GIVEN REQUEST —
Copy out each line that has "TypeScript" in it.

TASK MATERIAL —
^^^^^^^^^^^^^^^^

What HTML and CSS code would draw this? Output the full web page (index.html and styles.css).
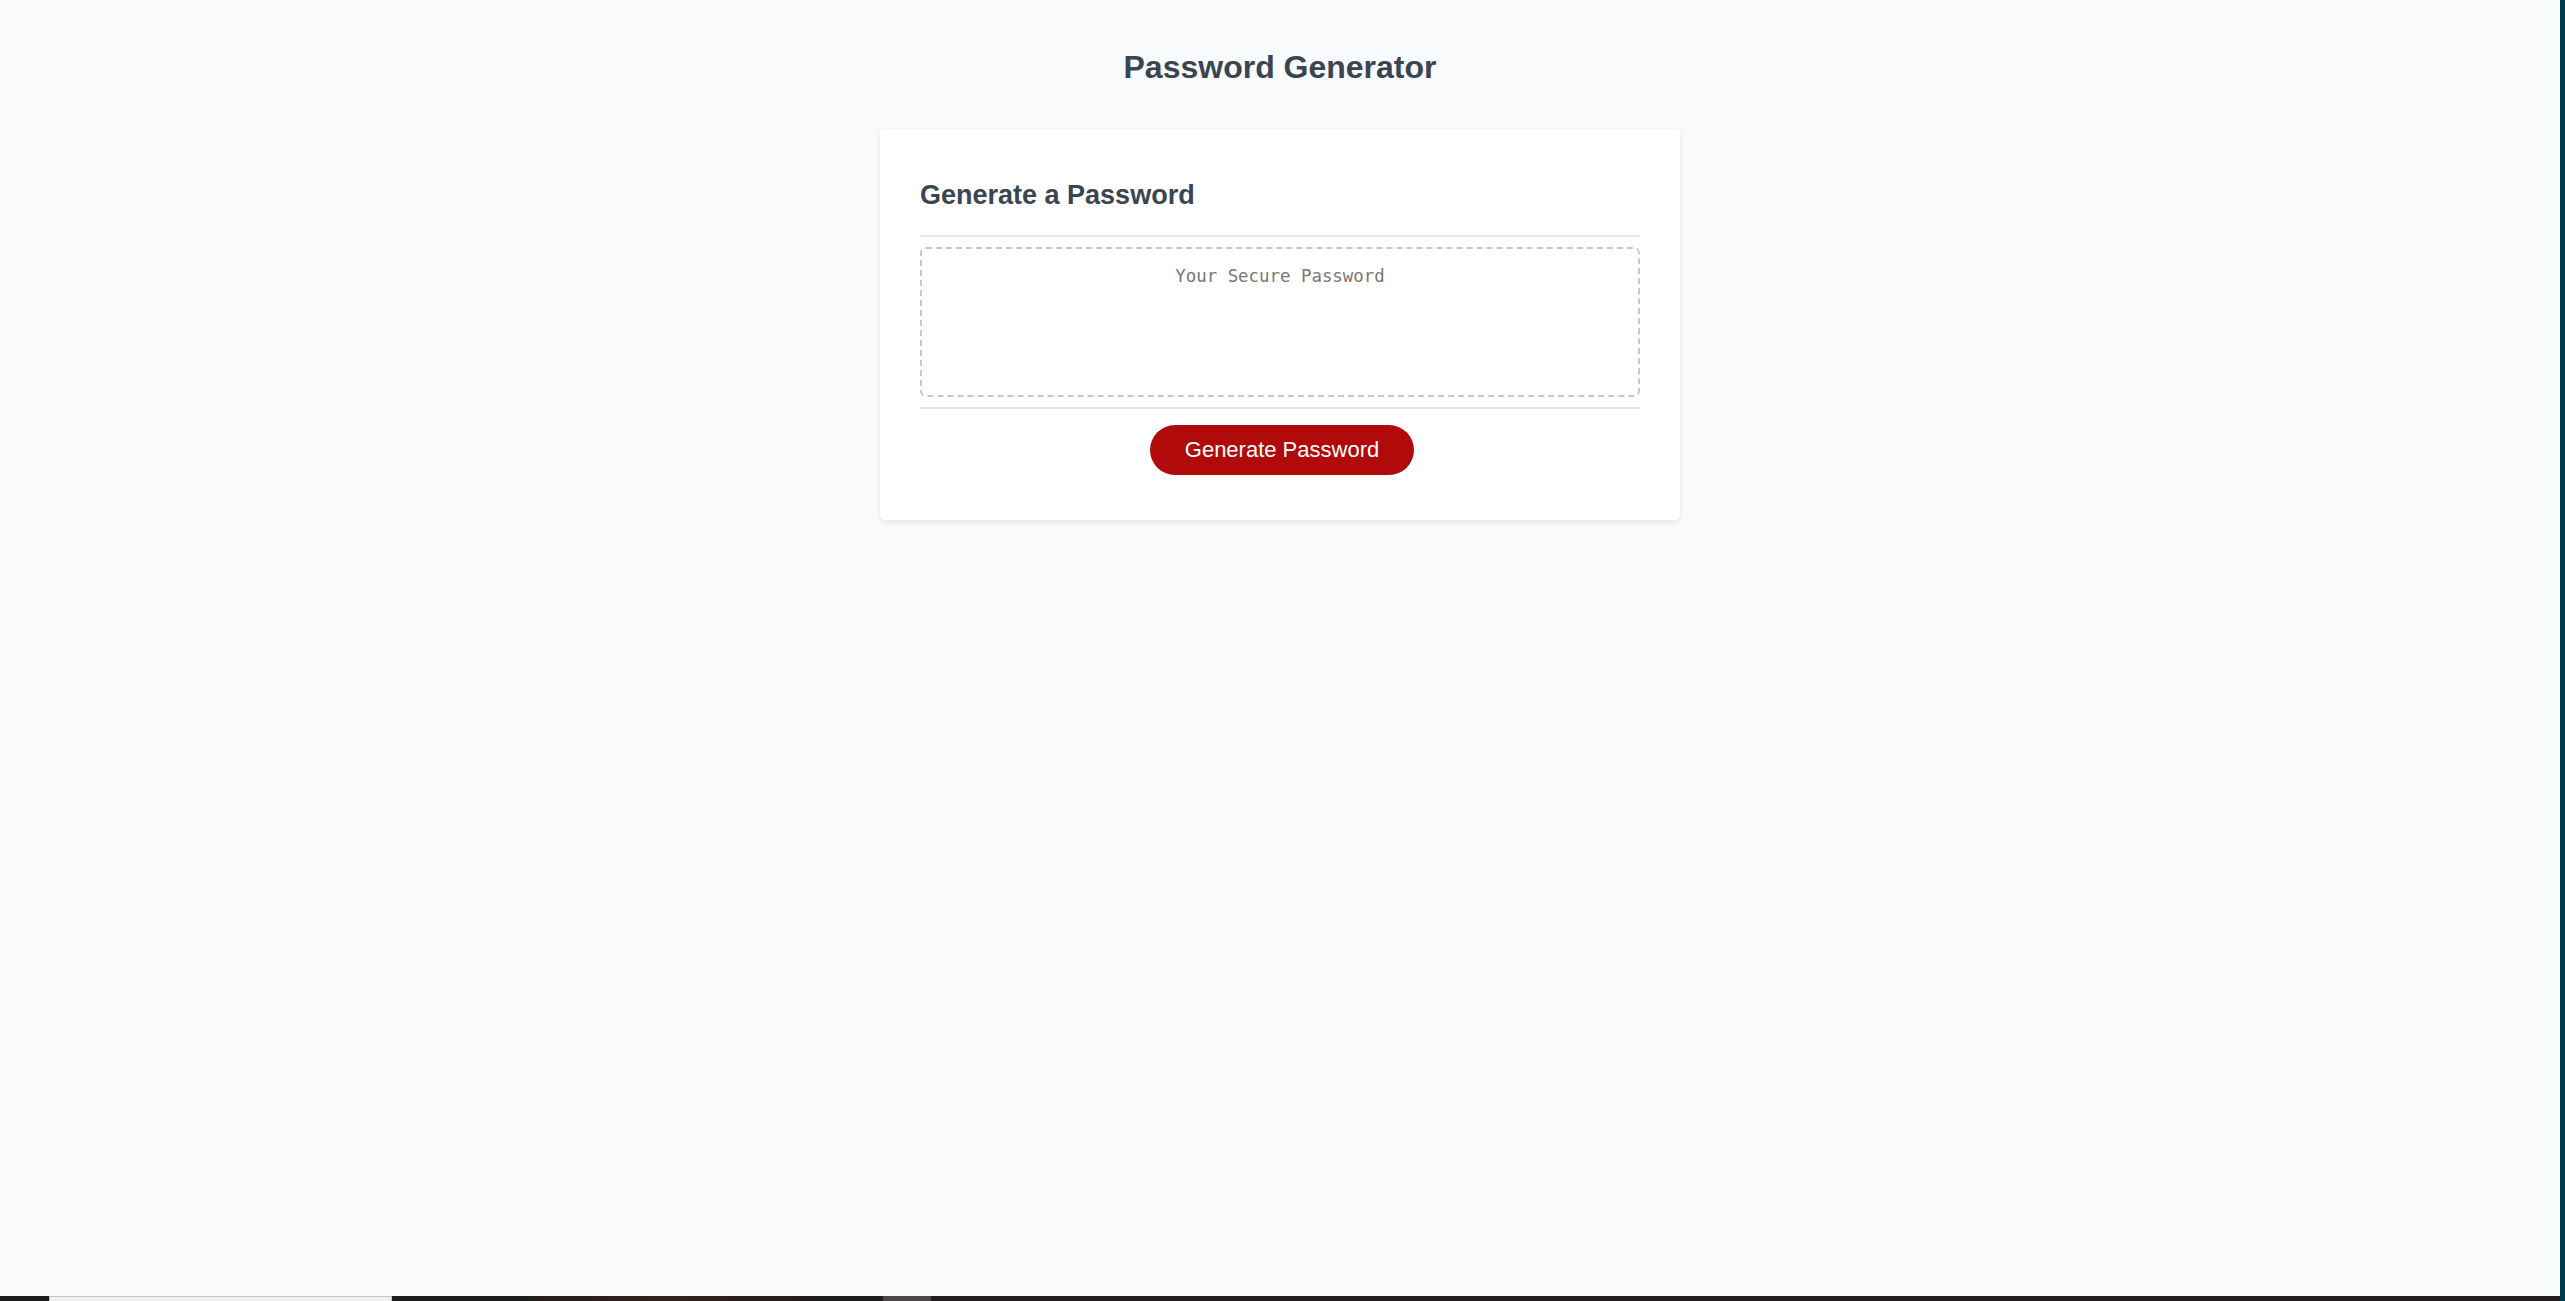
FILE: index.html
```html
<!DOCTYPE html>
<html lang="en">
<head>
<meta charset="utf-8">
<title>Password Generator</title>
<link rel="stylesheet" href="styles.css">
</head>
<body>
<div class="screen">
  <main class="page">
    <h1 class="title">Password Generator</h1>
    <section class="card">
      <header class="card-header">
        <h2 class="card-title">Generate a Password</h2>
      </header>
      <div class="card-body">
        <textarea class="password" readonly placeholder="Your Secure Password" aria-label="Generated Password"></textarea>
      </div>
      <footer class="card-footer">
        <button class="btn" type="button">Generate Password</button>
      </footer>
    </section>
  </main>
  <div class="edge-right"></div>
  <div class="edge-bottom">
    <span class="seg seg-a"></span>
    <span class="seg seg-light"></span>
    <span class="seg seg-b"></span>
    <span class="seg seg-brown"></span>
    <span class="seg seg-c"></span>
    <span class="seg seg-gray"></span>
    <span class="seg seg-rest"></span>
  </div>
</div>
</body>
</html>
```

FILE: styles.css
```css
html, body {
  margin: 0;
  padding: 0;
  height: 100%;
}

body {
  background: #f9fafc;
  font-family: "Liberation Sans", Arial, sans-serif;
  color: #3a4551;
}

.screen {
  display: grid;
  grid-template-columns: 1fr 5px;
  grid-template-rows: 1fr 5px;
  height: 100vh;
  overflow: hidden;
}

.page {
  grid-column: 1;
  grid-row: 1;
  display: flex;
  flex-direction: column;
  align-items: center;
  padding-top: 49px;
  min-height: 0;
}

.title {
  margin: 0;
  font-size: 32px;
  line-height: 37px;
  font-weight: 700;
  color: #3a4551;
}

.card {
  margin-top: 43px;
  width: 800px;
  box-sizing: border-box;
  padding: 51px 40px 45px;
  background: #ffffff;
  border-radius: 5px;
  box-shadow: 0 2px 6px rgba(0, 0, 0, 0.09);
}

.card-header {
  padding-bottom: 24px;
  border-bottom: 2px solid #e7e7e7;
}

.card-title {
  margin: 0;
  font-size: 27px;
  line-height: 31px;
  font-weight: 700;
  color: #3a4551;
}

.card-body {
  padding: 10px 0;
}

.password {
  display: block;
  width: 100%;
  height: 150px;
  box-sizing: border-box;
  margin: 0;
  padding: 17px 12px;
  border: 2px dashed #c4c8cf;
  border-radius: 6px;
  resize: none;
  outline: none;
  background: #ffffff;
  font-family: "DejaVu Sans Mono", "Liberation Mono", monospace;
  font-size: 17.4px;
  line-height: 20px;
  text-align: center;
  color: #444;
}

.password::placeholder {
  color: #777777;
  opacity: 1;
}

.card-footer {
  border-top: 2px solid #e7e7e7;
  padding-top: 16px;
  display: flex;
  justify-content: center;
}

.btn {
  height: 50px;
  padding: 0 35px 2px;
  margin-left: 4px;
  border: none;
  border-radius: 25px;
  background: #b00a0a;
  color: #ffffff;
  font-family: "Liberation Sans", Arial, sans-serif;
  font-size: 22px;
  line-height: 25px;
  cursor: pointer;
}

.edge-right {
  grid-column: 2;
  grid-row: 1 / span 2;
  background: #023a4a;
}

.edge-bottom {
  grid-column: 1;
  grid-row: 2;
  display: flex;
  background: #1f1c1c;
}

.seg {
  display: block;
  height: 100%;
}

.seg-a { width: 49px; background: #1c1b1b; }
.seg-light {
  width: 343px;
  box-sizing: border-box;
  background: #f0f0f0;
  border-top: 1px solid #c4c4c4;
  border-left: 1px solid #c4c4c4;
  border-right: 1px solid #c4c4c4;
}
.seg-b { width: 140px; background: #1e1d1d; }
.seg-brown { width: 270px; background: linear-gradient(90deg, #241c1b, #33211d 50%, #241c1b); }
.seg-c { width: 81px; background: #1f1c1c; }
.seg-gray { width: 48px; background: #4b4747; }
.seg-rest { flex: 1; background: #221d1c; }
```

^^^^^^^^^^^^^^^^

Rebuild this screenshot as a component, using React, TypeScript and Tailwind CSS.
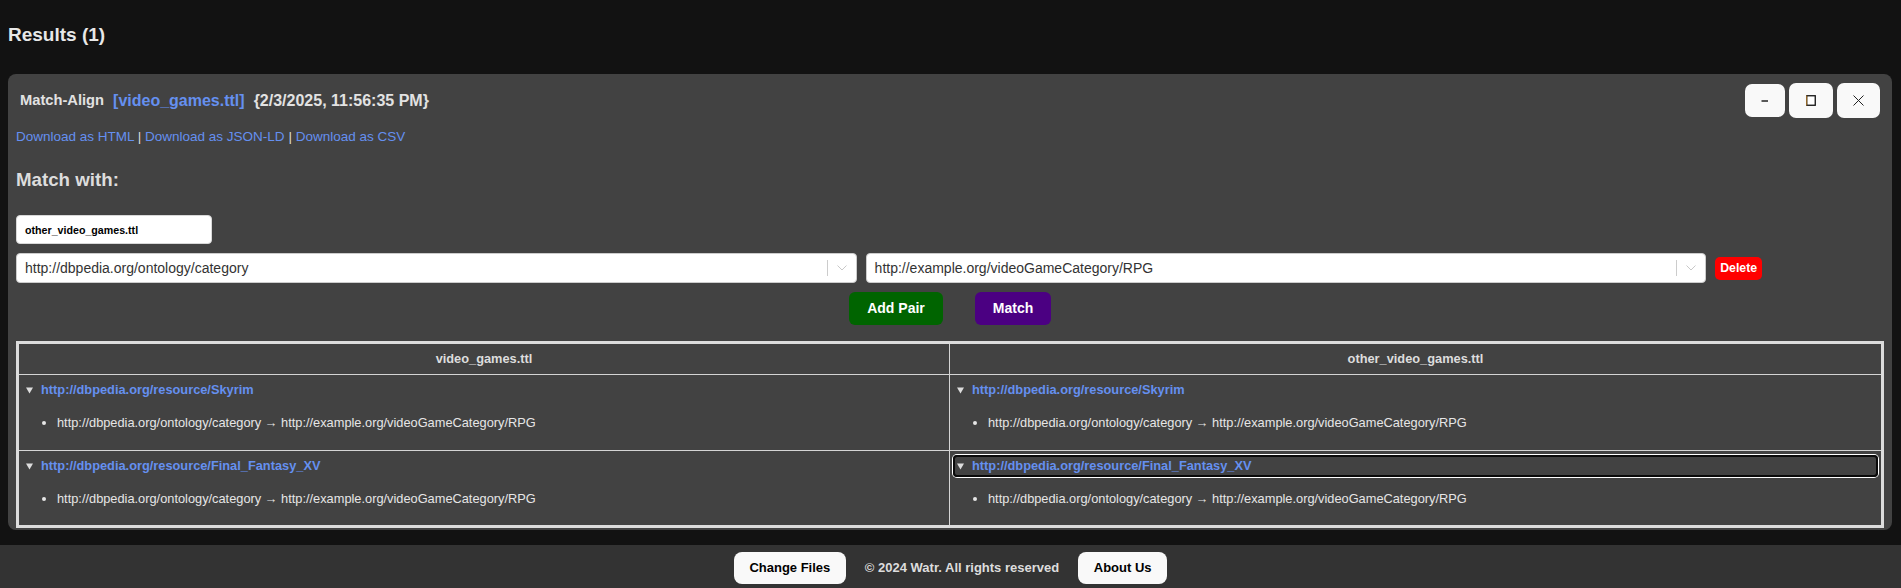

^^^^^^^^^^^^^^^^

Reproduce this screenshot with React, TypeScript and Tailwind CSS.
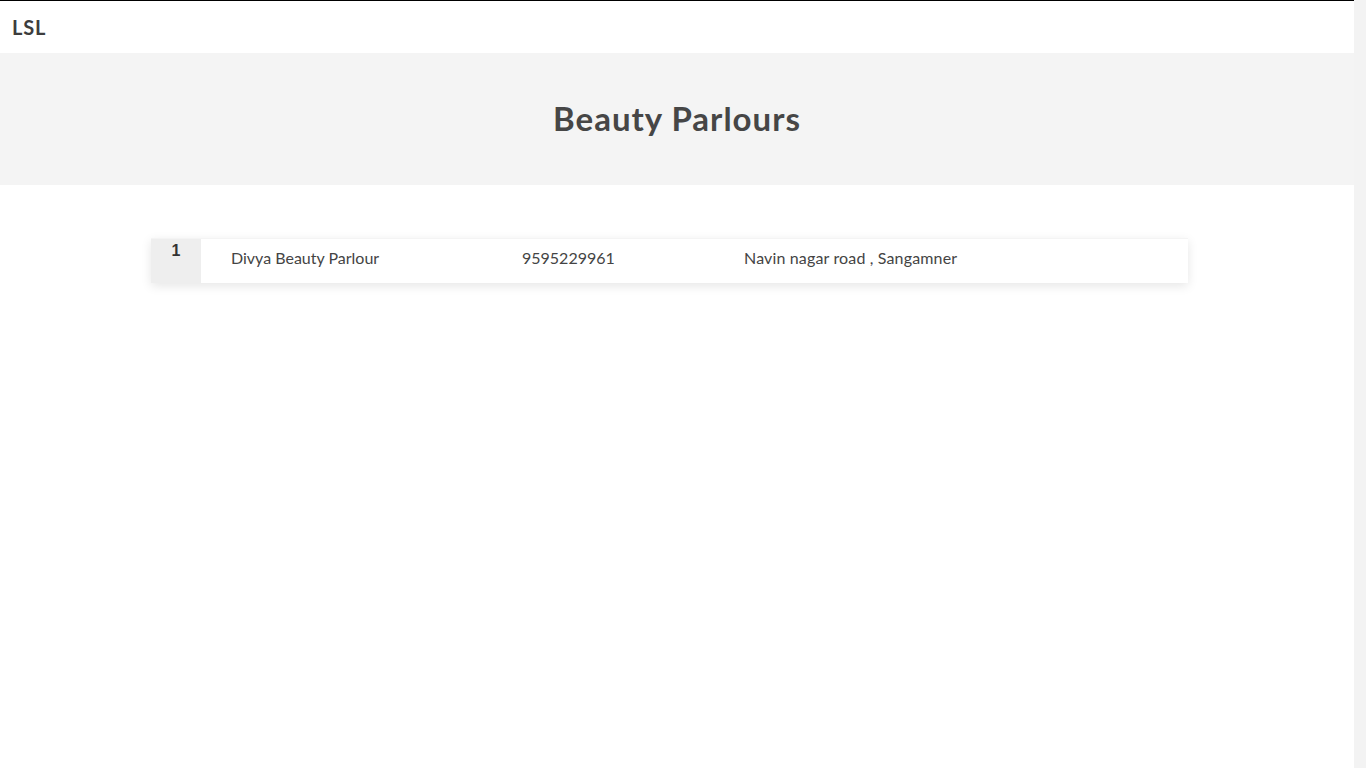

^^^^^^^^^^^^^^^^

RESULT —
Rebuild this screenshot as a component, using React, TypeScript and Tailwind CSS.
Reproduce this screenshot with React, TypeScript and Tailwind CSS.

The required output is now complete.